On 1 August 2024, 12810 Howrah Mumbai Mail, which had started service on 30 July 2024, derailed at 03:39 AM near Badabamboo in Jharkhand (which comes under Chakradharpur division of the South Eastern Railway zone), when it collided with derailed freight cars. 18 out of total 22 coaches were derailed in the incident. The train was travelling at around 120 km/h when it collided with derailed freight cars. 2 people were killed in the derailment, while more than 40 people were seriously injured.
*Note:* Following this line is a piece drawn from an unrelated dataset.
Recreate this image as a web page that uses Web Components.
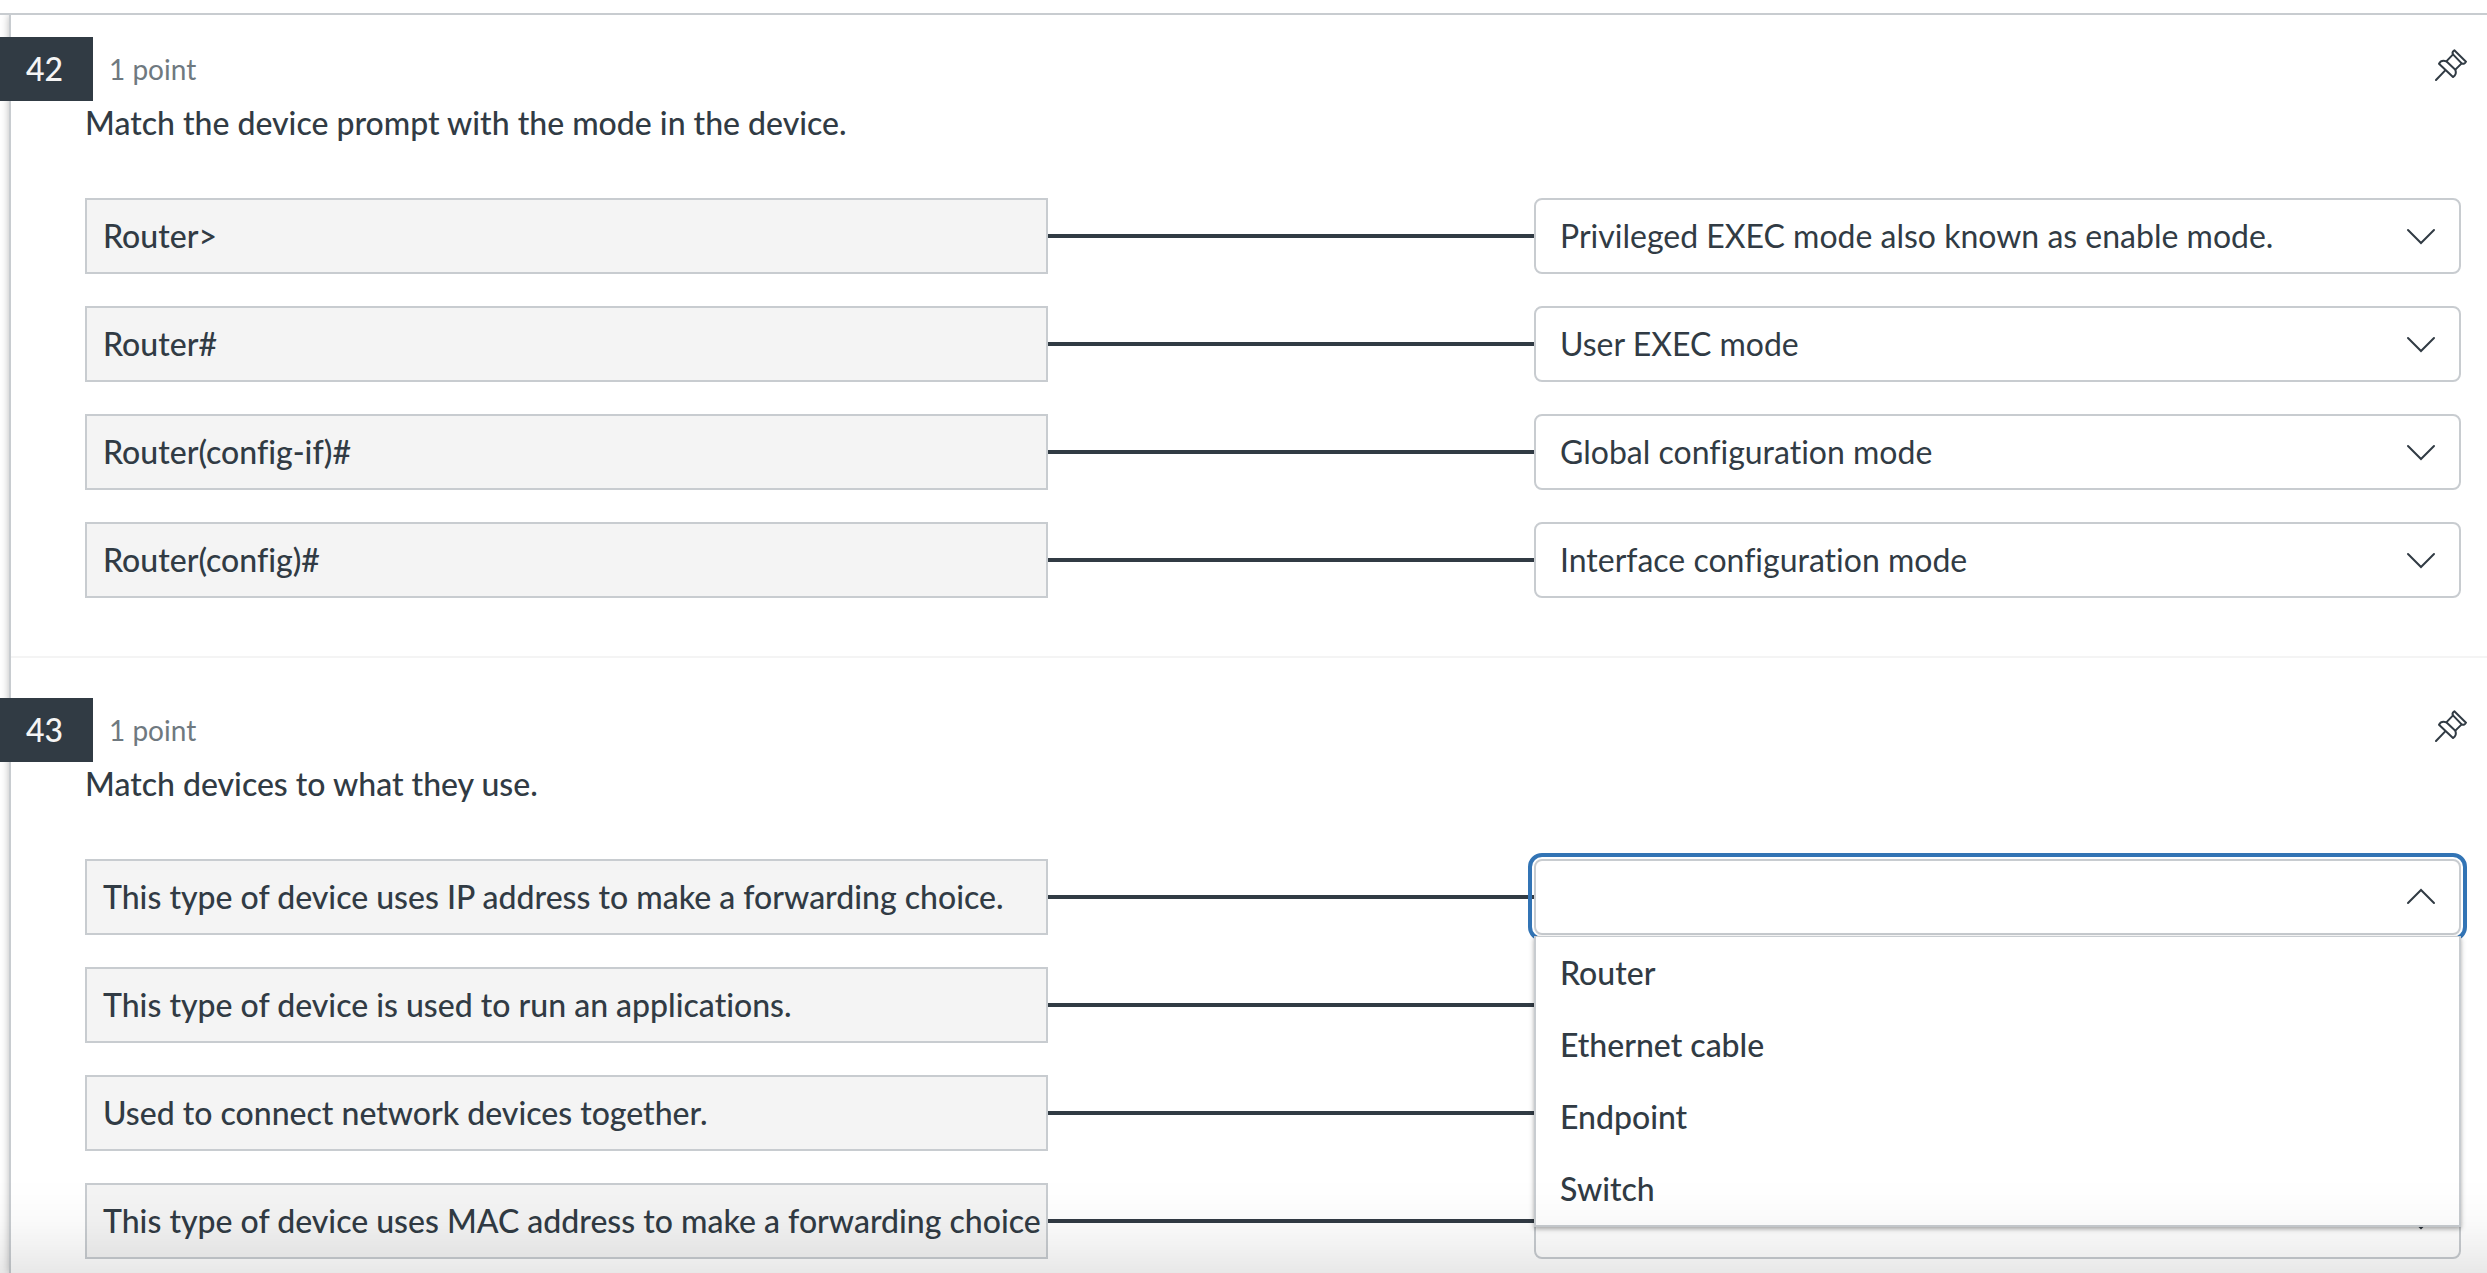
<!DOCTYPE html>
<html lang="en">
<head>
<meta charset="utf-8">
<meta name="viewport" content="width=device-width, initial-scale=1">
<title>Quiz</title>
<style>
  :root {
    --ink: #313b44;
    --muted: #6f7980;
    --line: #c8ccd0;
    --soft: #f4f4f4;
    --focus: #3274b5;
  }
  body {
    margin: 0;
    background: #fff;
    color: var(--ink);
    font: 500 32px/44px Lato, "Liberation Sans", sans-serif;
    font-variant-ligatures: no-common-ligatures;
  }
</style>
</head>
<body>
<quiz-sheet>
  <quiz-question number="42" points="1 point">
    <span slot="prompt">Match the device prompt with the mode in the device.</span>
    <match-row label="Router&gt;" value="Privileged EXEC mode also known as enable mode."></match-row>
    <match-row label="Router#" value="User EXEC mode"></match-row>
    <match-row label="Router(config-if)#" value="Global configuration mode"></match-row>
    <match-row label="Router(config)#" value="Interface configuration mode"></match-row>
  </quiz-question>
  <quiz-question number="43" points="1 point">
    <span slot="prompt">Match devices to what they use.</span>
    <match-row label="This type of device uses IP address to make a forwarding choice." choices="Router|Ethernet cable|Endpoint|Switch" open></match-row>
    <match-row label="This type of device is used to run an applications."></match-row>
    <match-row label="Used to connect network devices together."></match-row>
    <match-row label="This type of device uses MAC address to make a forwarding choice"></match-row>
  </quiz-question>
</quiz-sheet>
<script>
  class QuizSheet extends HTMLElement {
    constructor() {
      super();
      this.attachShadow({ mode: 'open' }).innerHTML = `
        <style>
          :host { display: flex; flex-direction: column; box-sizing: border-box; min-height: 100vh; padding-top: 13px; overflow: hidden; }
          main { flex: 1; border-top: 2px solid var(--line); padding-left: 9px; overflow: hidden; }
          .card { box-sizing: border-box; min-height: 100%; border-left: 2px solid var(--line); box-shadow: 0 0 8px rgba(0,0,0,.28); padding-bottom: 14px; }
          .fade { position: fixed; inset: auto 0 0 0; height: 96px; pointer-events: none; z-index: 5;
            background: linear-gradient(to top, rgba(0,0,0,.09), rgba(0,0,0,.055) 25%, rgba(0,0,0,.025) 50%, rgba(0,0,0,.007) 75%, transparent); }
        </style>
        <main><div class="card"><slot></slot></div></main>
        <div class="fade"></div>`;
    }
  }

  class PinButton extends HTMLElement {
    constructor() {
      super();
      this.attachShadow({ mode: 'open' }).innerHTML = `
        <style>
          :host { display: block; }
          button { display: block; padding: 0; border: 0; background: none; color: var(--ink); cursor: pointer; }
          svg { display: block; width: 32px; height: 32px; }
        </style>
        <button type="button" aria-label="Pin question">
          <svg viewBox="43 27 96 96" fill="none" stroke="currentColor" stroke-width="6" stroke-linejoin="round" stroke-linecap="round" aria-hidden="true">
            <path d="M46 120 73 92"/>
            <path d="M55 71 97 111C105 107 107 98 104 89L77 64C68 61 60 62 55 71Z"/>
            <path d="M77 64 97 43M104 89 123 70"/>
            <path d="M101 31 136 65C133 71 129 73 123 70L97 43C94 38 96 34 101 31Z"/>
          </svg>
        </button>`;
    }
  }

  class QuizQuestion extends HTMLElement {
    connectedCallback() {
      this.attachShadow({ mode: 'open' }).innerHTML = `
        <style>
          :host { display: block; padding: 22px 26px 58px 74px; }
          :host(:not(:first-of-type)) { border-top: 2px solid var(--soft); padding-top: 40px; }
          :host(:last-of-type) { padding-bottom: 0; }
          header { display: flex; align-items: center; gap: 16px; height: 64px; margin: 0 -6px 0 -85px; position: relative; }
          .number { box-sizing: border-box; width: 93px; padding-right: 4px; line-height: 64px; text-align: center; background: var(--ink); color: #f5f5f5; }
          .points { font-size: 28px; font-weight: 400; color: var(--muted); }
          pin-button { margin-left: auto; align-self: flex-start; padding-top: 12px; }
          .prompt { margin: 0 0 53px; }
          .rows { display: flex; flex-direction: column; gap: 32px; }
        </style>
        <header>
          <span class="number">${this.getAttribute('number')}</span>
          <span class="points">${this.getAttribute('points')}</span>
          <pin-button></pin-button>
        </header>
        <p class="prompt"><slot name="prompt"></slot></p>
        <div class="rows"><slot></slot></div>`;
    }
  }

  class MatchRow extends HTMLElement {
    connectedCallback() {
      const root = this.attachShadow({ mode: 'open' });
      root.innerHTML = `
        <style>
          :host { display: grid; grid-template-columns: minmax(0, 963fr) minmax(0, 486fr) minmax(0, 927fr); align-items: center; }
          label, select { box-sizing: border-box; height: 76px; border: 2px solid var(--line); line-height: 72px; white-space: nowrap; }
          label { padding: 0 16px; background: var(--soft); }
          .link { height: 4px; background: var(--ink); }
          .field { position: relative; }
          select { display: block; width: 100%; margin: 0; padding: 0 72px 0 24px; border-radius: 8px; appearance: none;
            background: #fff; color: inherit; font: inherit; font-weight: 400; font-variant-ligatures: inherit; outline: none; }
          .chevron { position: absolute; right: 24px; top: 22px; width: 32px; height: 32px; fill: none; stroke: var(--ink); stroke-width: 2; stroke-linecap: round; pointer-events: none; }
          :host([open]) select { outline: 4px solid var(--focus); outline-offset: 2px; }
          :host([open]) .chevron path { transform: rotate(180deg); transform-origin: 16px 16px; }
          .menu { position: absolute; z-index: 2; top: 100%; left: 0; right: 0; margin: 1px 0 0; padding: 0; list-style: none;
            background: #fff; border: 2px solid var(--line); border-top-width: 1px; box-shadow: 0 2px 6px rgba(0,0,0,.2), 0 2px 3px rgba(0,0,0,.16); }
          .menu li { padding: 0 24px; line-height: 72px; }
        </style>
        <label for="answer"></label>
        <div class="link"></div>
        <div class="field">
          <select id="answer"><option></option></select>
          <svg class="chevron" viewBox="0 0 32 32" aria-hidden="true"><path d="M3 10 16 23 29 10"/></svg>
        </div>`;
      root.querySelector('label').textContent = this.getAttribute('label');
      root.querySelector('option').textContent = this.getAttribute('value') || '';
      if (this.hasAttribute('open')) {
        const menu = document.createElement('ul');
        menu.className = 'menu';
        menu.setAttribute('role', 'listbox');
        for (const text of this.getAttribute('choices').split('|')) {
          const item = document.createElement('li');
          item.setAttribute('role', 'option');
          item.textContent = text;
          menu.append(item);
        }
        root.querySelector('.field').append(menu);
      }
    }
  }

  customElements.define('pin-button', PinButton);
  customElements.define('match-row', MatchRow);
  customElements.define('quiz-question', QuizQuestion);
  customElements.define('quiz-sheet', QuizSheet);
</script>
</body>
</html>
The Ministry of Railways announced an ex-gratia of INR 10 lakhs to the families of the deceased in the derailment, INR 5 lakhs towards grievously injured victims of the derailment and INR 1 lakh towards simple injuries occurred during derailment.

This was the fourth major railway accident of the 2024 calendar year in the Indian Railways.